Working on testing register pressure and timing in AthenaPK using unified par dispatch. Looks like no change in register pressure on Hopper 100s between current Parthenon and Adam's unified par dispatch.
Tricky to track down changes in register pressure though
Currently AthenaPK seeing a 1/70th slowdown moving to this PR

BB:

PR adding build info to parthenon output ready to go. (LR will review, JM will review as well)
Going to get time dependent boundary conditions working

PM:

No updates, reviewed coalesced comms PR
Do we need dev execution space fences?
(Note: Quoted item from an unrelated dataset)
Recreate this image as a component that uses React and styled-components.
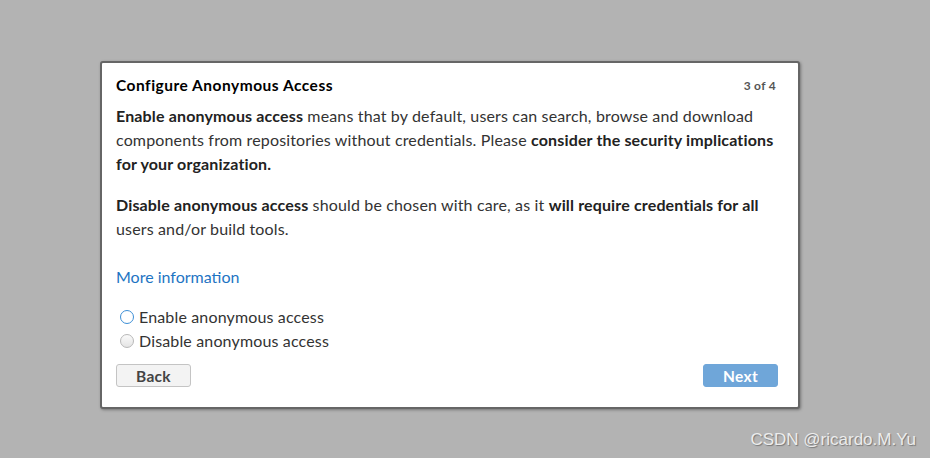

Maybe required for when you are using multiple streams since par_for maybe don't run sequentially.
FG: We don't run on the default stream, but unsure how that is set.
JM: Does Kokkos dev execution space default stream
PM: Would like a formal reference showing that what we are doing is safe.
Some links from the chat:
- https://kokkos.org/kokkos-core-wiki/ProgrammingGuide/ProgrammingModel.html
- https://kokkos.org/kokkos-core-wiki/API/core/execution_spaces.html#functionality
- https://docs.nvidia.com/cuda/cuda-runtime-api/stream-sync-behavior.html
- https://developer.nvidia.com/blog/gpu-pro-tip-cuda-7-streams-simplify-concurrency/ CUDA Runtime API :: CUDA Toolkit Documentation GPU Pro Tip: CUDA 7 Streams Simplify Concurrency | NVIDIA Technical Blog

Assigned reviewers to each PR
LR: Need to decide on default behavior of coalesced comms, probably worth it to add a test that runs the same problem in a bunch of different configurations (comms, pack_size, restart from different outputs) for a few steps to test for bitwise exactness.